Recently NPR ran a rather interesting competition of man versus machine. This 21st century version of the John Henry legend pit NPR reporter Scott Horsely against Automated Insights’ Wordsmith, an algorithm designed to assemble original news stories by accessing data residing in the cloud. What this little experiment demonstrated is not what you might expect. It did not show that the machine is somehow better than or even just as good as the human reporter. Instead it proved that these programs are just good enough to begin seriously displacing this kind of labor.
Although journalists are correct to be concerned about the future of their careers, I believe this technology will also have a significant impact on the university and academic publishing. This will be especially true in the natural and social science, where data-driven research is the name of the game.
First, for many researchers, it is the experiment and the data it generates that is of primary importance. The journal article or research report is often a secondary effort necessary to communicate findings to the scientific community. These reports generally follow a standard compositional format and are often produced by graduate assistants and junior members of the research team. It therefore seem a “no-brainer” to move some if not all of this activity to natural language generation algorithms.
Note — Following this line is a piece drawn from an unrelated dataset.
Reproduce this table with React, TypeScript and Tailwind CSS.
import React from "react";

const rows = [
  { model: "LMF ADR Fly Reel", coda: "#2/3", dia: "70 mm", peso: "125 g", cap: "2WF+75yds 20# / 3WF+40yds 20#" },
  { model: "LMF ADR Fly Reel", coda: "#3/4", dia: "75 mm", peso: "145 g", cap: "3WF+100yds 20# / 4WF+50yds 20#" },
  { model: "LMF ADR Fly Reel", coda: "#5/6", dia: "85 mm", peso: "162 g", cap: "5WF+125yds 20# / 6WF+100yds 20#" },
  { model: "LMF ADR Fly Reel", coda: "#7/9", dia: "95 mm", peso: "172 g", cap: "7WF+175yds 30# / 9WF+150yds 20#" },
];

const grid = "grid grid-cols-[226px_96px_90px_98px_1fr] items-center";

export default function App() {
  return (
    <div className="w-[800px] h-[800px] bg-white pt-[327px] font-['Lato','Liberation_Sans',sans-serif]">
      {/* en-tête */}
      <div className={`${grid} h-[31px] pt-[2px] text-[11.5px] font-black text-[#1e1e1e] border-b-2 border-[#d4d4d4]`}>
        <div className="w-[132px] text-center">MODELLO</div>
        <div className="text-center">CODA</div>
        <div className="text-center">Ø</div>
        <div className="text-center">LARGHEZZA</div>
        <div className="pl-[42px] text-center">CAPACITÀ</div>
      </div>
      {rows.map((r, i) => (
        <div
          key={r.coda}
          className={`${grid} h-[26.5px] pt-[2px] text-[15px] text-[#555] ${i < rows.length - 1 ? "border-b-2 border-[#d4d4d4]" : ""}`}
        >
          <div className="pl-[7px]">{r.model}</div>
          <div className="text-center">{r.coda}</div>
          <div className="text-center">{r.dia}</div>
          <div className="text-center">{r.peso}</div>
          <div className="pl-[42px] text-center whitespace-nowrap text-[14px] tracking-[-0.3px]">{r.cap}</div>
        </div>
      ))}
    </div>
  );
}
Especially if doing so means more time in the laboratory and less time spent with Microsoft Word.
Second, the style and structure of the journal article makes it a perfect candidate for computational processing. Like sports journalism, which was one of the first areas to capitulate to this machine incursion, academic writing follows a rather strict and predictable formula: Introduction, Review of Literature, Methodology, Results, Discussion, and References. In fact, it could be argued that human authors of scientific articles already follow the instructions of a compositional algorithm and that a machine not only could do the same but might even be better suited to adhering to the stipulations of the formula.
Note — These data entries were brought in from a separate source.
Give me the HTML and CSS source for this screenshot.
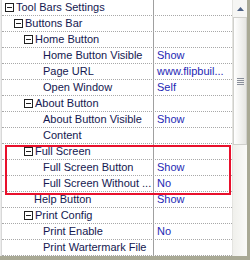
FILE: index.html
```html
<!DOCTYPE html>
<html lang="en">
<head>
  <meta charset="UTF-8">
  <title>Tool Bars Settings</title>
  <link rel="stylesheet" href="styles.css">
</head>
<body>
  <div class="panel">
    <div class="grid">
      <div class="row"><div class="name lv0"><span class="box"></span>Tool Bars Settings</div><div class="value"></div></div>
      <div class="row"><div class="name lv1"><span class="box"></span>Buttons Bar</div><div class="value"></div></div>
      <div class="row"><div class="name lv2"><span class="box"></span>Home Button</div><div class="value"></div></div>
      <div class="row"><div class="name leaf3">Home Button Visible</div><div class="value">Show</div></div>
      <div class="row"><div class="name leaf3">Page URL</div><div class="value">www.flipbuil...</div></div>
      <div class="row"><div class="name leaf3">Open Window</div><div class="value">Self</div></div>
      <div class="row"><div class="name lv2"><span class="box"></span>About Button</div><div class="value"></div></div>
      <div class="row"><div class="name leaf3">About Button Visible</div><div class="value">Show</div></div>
      <div class="row"><div class="name leaf3">Content</div><div class="value"></div></div>
      <div class="group-hl">
        <div class="row"><div class="name lv2"><span class="box"></span>Full Screen</div><div class="value"></div></div>
        <div class="row"><div class="name leaf3">Full Screen Button</div><div class="value">Show</div></div>
        <div class="row"><div class="name leaf3">Full Screen Without ...</div><div class="value">No</div></div>
      </div>
      <div class="row"><div class="name leaf2">Help Button</div><div class="value">Show</div></div>
      <div class="row"><div class="name lv2"><span class="box"></span>Print Config</div><div class="value"></div></div>
      <div class="row"><div class="name leaf3">Print Enable</div><div class="value">No</div></div>
      <div class="row"><div class="name leaf3">Print Wartermark File</div><div class="value"></div></div>
    </div>
    <div class="scrollbar">
      <div class="arrow"><svg width="7" height="4" viewBox="0 0 7 4"><path d="M0 4h7L3.5 0z" fill="#4d6185"/></svg></div>
      <div class="thumb"><span class="grip"></span><span class="grip"></span><span class="grip"></span><span class="grip"></span></div>
      <div class="track"></div>
    </div>
  </div>
</body>
</html>
```

FILE: styles.css
```css
body {
  margin: 0;
  background: #ffffff;
}
.panel {
  width: 250px;
  height: 260px;
  display: flex;
  box-sizing: border-box;
  border-right: 3px solid #a9a995;
  border-bottom: 4px solid #a9a995;
  overflow: hidden;
  font-family: "Liberation Sans", Arial, sans-serif;
  font-size: 11px;
}
.grid {
  width: 232px;
  flex-shrink: 0;
  box-sizing: border-box;
  border-left: 1px solid #ececec;
  box-shadow: inset 1px 0 0 #d8d8d8;
  padding-left: 1px;
}
.row {
  display: flex;
  height: 16px;
  box-sizing: border-box;
  border-bottom: 1px dotted #a8a8a8;
  line-height: 15px;
}
.name {
  width: 152px;
  flex-shrink: 0;
  box-sizing: border-box;
  display: flex;
  align-items: center;
  color: #141850;
  white-space: nowrap;
  overflow: hidden;
  border-right: 1px solid #a0a0a0;
}
.value {
  flex: 1;
  padding-left: 3px;
  color: #1e28b4;
  white-space: nowrap;
  overflow: hidden;
}
.lv0 { padding-left: 3px; }
.lv1 { padding-left: 12px; }
.lv2 { padding-left: 22px; }
.leaf2 { padding-left: 32px; }
.leaf3 { padding-left: 41px; }
.box {
  width: 9px;
  height: 9px;
  box-sizing: border-box;
  border: 1px solid #202020;
  margin-right: 2px;
  position: relative;
  flex-shrink: 0;
}
.box::after {
  content: "";
  position: absolute;
  left: 1px;
  top: 3px;
  width: 5px;
  height: 1px;
  background: #202020;
}
.group-hl {
  position: relative;
}
.group-hl::after {
  content: "";
  position: absolute;
  left: 3px;
  right: 1px;
  top: 1px;
  bottom: -3px;
  border: 2px solid #e8102c;
  pointer-events: none;
}
.scrollbar {
  width: 15px;
  display: flex;
  flex-direction: column;
  background: #f3f3ef;
  border-left: 1px solid #e4e4e0;
}
.arrow {
  height: 17px;
  display: flex;
  align-items: center;
  justify-content: center;
  background: #f6f6f4;
}
.thumb {
  height: 128px;
  box-sizing: border-box;
  border: 1px solid #d0d0cc;
  background: linear-gradient(to right, #ffffff, #e6e6e2);
  display: flex;
  flex-direction: column;
  align-items: center;
  justify-content: center;
  gap: 1px;
}
.grip {
  width: 7px;
  height: 1px;
  background: #8a8f9a;
}
.track {
  flex: 1;
  background: linear-gradient(to right, #f0f0ec, #fafaf8);
}
```
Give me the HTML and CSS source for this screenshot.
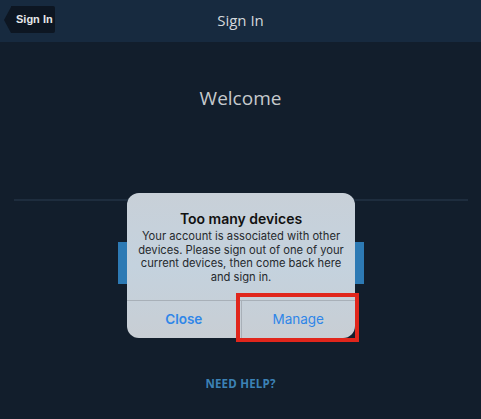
FILE: index.html
```html
<!DOCTYPE html>
<html>
<head>
<meta charset="utf-8">
<link rel="stylesheet" href="styles.css">
</head>
<body>
<div class="screen">
  <header class="topbar">
    <div class="back"><span class="back-label">Sign In</span></div>
    <div class="title">Sign In</div>
  </header>
  <main class="content">
    <div class="welcome">Welcome</div>
    <div class="rule"></div>
    <div class="primary"></div>
    <div class="help">NEED HELP?</div>
  </main>
  <div class="dialog">
    <div class="dialog-body">
      <div class="dialog-title">Too many devices</div>
      <div class="dialog-text">Your account is associated with other devices. Please sign out of one of your current devices, then come back here and sign in.</div>
    </div>
    <div class="dialog-actions">
      <div class="action">Close</div>
      <div class="action">Manage</div>
    </div>
  </div>
  <div class="highlight"></div>
</div>
</body>
</html>
```
FILE: styles.css
```css
html, body {
  margin: 0;
  padding: 0;
}
body {
  width: 481px;
  height: 419px;
  overflow: hidden;
  background: #121e2c;
  font-family: "Liberation Sans", Arial, sans-serif;
}
.screen {
  position: relative;
  width: 481px;
  height: 419px;
  background: #121e2c;
}
.topbar {
  height: 42px;
  background: #172a3f;
  display: flex;
  align-items: center;
  justify-content: center;
  position: relative;
}
.back {
  position: absolute;
  left: 4px;
  top: 6px;
  height: 27px;
  width: 51px;
  display: flex;
  align-items: center;
}
.back::before {
  content: "";
  width: 0;
  height: 0;
  border-top: 13.5px solid transparent;
  border-bottom: 13.5px solid transparent;
  border-right: 7px solid #0d1622;
}
.back-label {
  flex: 1;
  height: 27px;
  background: #0d1622;
  border-radius: 0 2px 2px 0;
  color: #e6e8ea;
  font-weight: bold;
  font-size: 11px;
  line-height: 27px;
  padding-left: 5px;
}
.title {
  color: #d4d8dc;
  font-size: 15px;
  font-family: "Open Sans", sans-serif;
  margin-top: -2px;
}
.content {
  display: flex;
  flex-direction: column;
  align-items: center;
}
.welcome {
  margin-top: 43px;
  color: #c6cacd;
  font-family: "Open Sans", sans-serif;
  font-size: 19px;
  line-height: 26px;
}
.rule {
  margin-top: 88px;
  align-self: stretch;
  margin-left: 14px;
  margin-right: 13px;
  height: 2px;
  background: #1e2d3e;
}
.primary {
  margin-top: 41px;
  width: 246px;
  height: 42px;
  margin-left: 1px;
  background: #2d7ab4;
}
.help {
  margin-top: 92px;
  color: #3c82b6;
  font-family: "Open Sans", sans-serif;
  font-weight: bold;
  font-size: 11.5px;
  letter-spacing: 0.2px;
}
.dialog {
  position: absolute;
  left: 127px;
  top: 193px;
  width: 228px;
  height: 145px;
  border-radius: 12px;
  background: linear-gradient(180deg, #c8d0d8 0%, #c4d2de 50%, #c8ced4 100%);
  display: flex;
  flex-direction: column;
  overflow: hidden;
  font-family: Inter, "Liberation Sans", sans-serif;
}
.dialog-body {
  height: 108px;
  box-sizing: border-box;
  padding: 17px 8px 0;
  text-align: center;
  border-bottom: 1px solid #a8b0b8;
}
.dialog-title {
  color: #111;
  font-weight: 600;
  font-size: 14px;
  line-height: 17px;
}
.dialog-text {
  margin-top: 3px;
  color: #262a2e;
  font-size: 11.2px;
  line-height: 13.7px;
}
.dialog-actions {
  flex: 1;
  display: flex;
}
.action {
  flex: 1;
  display: flex;
  align-items: center;
  justify-content: center;
  color: #2f86e8;
  font-size: 13.5px;
  padding-bottom: 1px;
}
.action:first-child {
  font-weight: 600;
  border-right: 1px solid #a8b0b8;
}
.highlight {
  position: absolute;
  left: 236px;
  top: 293px;
  width: 115px;
  height: 41px;
  border: 4px solid #e0261c;
}
```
Third, and because of this, machine written reports could have a slight edge in the peer-review process. As the competition run by NPR illustrates, the computer-generated story is clear and concise without a lot of poetic embellishment, like metaphor, allusion, word play, etc. And a recent study conducted by Christer Clerwall of Karlstad University in Sweden found that software-generated content was perceived to be descriptive and boring but (and perhaps because of this) was judged to be slightly more factual, credible, and objective.
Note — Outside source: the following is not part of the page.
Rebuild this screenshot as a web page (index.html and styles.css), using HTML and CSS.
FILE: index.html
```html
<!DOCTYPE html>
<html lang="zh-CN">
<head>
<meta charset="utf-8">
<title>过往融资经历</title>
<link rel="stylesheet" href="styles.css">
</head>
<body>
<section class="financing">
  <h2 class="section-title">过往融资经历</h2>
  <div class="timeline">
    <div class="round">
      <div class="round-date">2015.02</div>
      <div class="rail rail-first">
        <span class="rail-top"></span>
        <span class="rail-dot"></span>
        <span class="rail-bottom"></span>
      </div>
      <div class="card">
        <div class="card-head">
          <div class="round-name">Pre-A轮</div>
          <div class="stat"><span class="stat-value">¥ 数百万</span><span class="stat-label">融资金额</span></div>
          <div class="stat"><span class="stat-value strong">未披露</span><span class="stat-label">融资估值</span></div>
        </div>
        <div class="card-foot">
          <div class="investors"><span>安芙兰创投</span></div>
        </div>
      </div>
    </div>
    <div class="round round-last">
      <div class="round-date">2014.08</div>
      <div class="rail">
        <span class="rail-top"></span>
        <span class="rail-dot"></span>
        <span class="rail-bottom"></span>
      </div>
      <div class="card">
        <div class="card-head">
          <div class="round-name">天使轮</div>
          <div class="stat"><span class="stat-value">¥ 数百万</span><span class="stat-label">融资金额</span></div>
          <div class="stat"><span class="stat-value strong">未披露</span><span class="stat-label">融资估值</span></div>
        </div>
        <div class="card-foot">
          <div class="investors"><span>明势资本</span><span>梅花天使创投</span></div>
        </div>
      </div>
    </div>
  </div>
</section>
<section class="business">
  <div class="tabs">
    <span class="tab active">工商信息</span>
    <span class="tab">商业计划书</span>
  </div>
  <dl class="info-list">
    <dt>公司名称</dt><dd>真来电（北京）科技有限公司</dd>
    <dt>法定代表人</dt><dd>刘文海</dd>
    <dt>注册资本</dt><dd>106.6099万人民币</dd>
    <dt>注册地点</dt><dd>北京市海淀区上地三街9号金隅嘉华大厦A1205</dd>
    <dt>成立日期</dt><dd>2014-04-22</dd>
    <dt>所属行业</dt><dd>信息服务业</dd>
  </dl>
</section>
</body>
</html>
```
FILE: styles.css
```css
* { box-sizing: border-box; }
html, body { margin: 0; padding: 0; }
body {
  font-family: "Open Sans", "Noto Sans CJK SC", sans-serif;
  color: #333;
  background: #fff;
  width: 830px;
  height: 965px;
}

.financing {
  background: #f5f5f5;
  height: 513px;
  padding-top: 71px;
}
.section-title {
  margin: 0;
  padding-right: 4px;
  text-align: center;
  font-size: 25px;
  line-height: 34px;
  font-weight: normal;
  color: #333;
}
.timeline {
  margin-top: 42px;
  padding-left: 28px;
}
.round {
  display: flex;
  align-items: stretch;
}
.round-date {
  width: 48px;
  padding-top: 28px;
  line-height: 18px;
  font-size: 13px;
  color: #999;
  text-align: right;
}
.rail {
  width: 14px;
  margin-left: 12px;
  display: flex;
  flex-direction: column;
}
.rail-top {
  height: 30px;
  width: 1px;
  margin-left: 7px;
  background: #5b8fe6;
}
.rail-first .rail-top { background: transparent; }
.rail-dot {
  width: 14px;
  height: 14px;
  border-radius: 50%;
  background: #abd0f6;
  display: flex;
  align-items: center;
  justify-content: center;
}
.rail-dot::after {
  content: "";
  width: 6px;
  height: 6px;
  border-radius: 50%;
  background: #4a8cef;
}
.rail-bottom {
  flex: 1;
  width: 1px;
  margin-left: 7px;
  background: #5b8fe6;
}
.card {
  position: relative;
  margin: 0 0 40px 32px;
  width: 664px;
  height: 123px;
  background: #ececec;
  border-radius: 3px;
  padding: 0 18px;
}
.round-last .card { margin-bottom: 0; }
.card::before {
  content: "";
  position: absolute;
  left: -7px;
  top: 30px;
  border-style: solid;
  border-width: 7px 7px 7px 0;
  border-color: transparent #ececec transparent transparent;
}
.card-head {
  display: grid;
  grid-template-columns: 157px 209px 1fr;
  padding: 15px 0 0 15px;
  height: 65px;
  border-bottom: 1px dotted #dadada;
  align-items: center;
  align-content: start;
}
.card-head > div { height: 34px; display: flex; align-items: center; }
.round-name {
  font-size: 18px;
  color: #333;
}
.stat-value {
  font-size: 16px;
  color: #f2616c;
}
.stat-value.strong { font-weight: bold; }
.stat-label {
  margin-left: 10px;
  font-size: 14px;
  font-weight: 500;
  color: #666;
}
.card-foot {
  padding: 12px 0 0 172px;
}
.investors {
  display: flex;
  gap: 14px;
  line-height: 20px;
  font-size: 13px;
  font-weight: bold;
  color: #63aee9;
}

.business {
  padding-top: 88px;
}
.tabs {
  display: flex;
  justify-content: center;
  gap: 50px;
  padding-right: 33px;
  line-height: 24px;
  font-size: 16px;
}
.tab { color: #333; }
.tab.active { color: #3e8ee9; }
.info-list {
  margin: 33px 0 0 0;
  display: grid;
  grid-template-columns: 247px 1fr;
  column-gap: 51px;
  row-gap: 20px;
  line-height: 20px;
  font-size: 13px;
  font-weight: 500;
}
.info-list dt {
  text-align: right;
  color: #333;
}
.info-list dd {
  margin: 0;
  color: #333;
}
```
Finally there are some important consequences here for professional academics and the university. First the culminating, pièce de résistance of pursuing an advanced degree is the doctoral dissertation. No matter the field of study, the process of preparing, writing, and publishing this document has been the universal right-of-passage. What will become of this experience and expectation, when some, and perhaps even a significant amount, of the dissertation can be outsourced to a machine? Will we be able to accommodate this technology to the dissertation writing process, like we had done with other tools, like the word processor, automatic footnoting, search engines, spell check, etc.? Or will it be perceived as a fundamental alteration in the very process itself?
Second, faculty promotion and tenure is often tied to research productivity. How will natural language generation algorithms effect these evaluations? What will be the impact of this technology on journal impact factors and the other metrics of faculty performance? If a conference paper or journal article produced (in whole or in part) by a machine wins an award, who (or what) should receive the accolade? And will the use of these system eventually create a “digital divide” separating those who have access to and can use this technology from those who do not or cannot?
No matter how you look at it, natural language generation algorithms are here. And they will have a significant impact on our work and professional lives. This is no longer science fiction. It is, or will soon be, science.